Republic Automotive Parts, Inc. v. Commissioner of Internal Revenue
This text of 611 F.2d 645 (Republic Automotive Parts, Inc. v. Commissioner of Internal Revenue) is published on Counsel Stack Legal Research, covering Court of Appeals for the Sixth Circuit primary law. Counsel Stack provides free access to over 12 million legal documents including statutes, case law, regulations, and constitutions.
Opinion
ORDER
Appellant appeals from a decision of the United States Tax Court which upheld an IRS assessment of a tax deficiency. The deficiency found by the IRS was based upon its claim that a $400,000 judgment it had been awarded in a suit against Borg-Warner Corporation for wrongfully inducing a third party Maquinas York, a Brazilian manufacturer, to breach its contract with Republic was ordinary income rather than capital gain as reported by Republic.

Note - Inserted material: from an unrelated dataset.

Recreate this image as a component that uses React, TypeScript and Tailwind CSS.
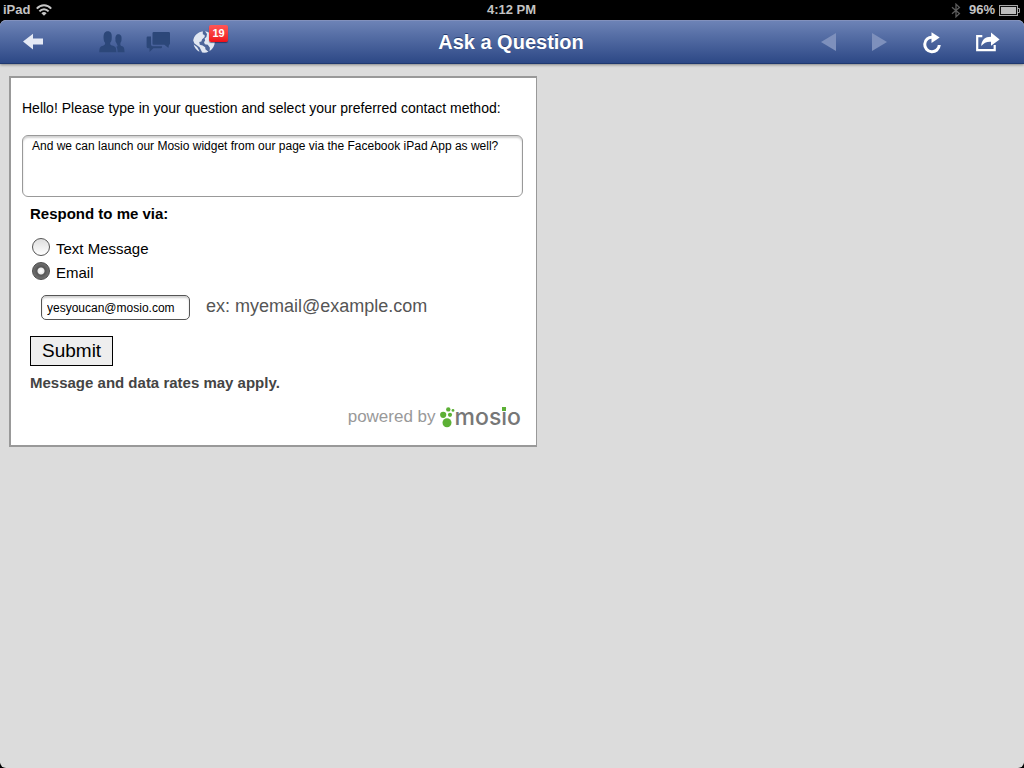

We note that in affirming the $400,000 judgment in Republic’s favor, the source of the judgment was described by the Seventh Circuit as follows:
The fundamental problem was to determine the reasonably probable amounts of royalties which York would have paid from time to time from 1959 to 1970, but for the wrongful inducement, and determine the present value, as of June, 1967, in dollars, of those periodic payments. Republic Gear Co. v. Borg-Warner Corp., 406 F.2d 57, 62 (7th Cir.), cert. denied, 394 U.S. 1000, 89 S.Ct. 1596, 22 L.Ed.2d 777 (1969).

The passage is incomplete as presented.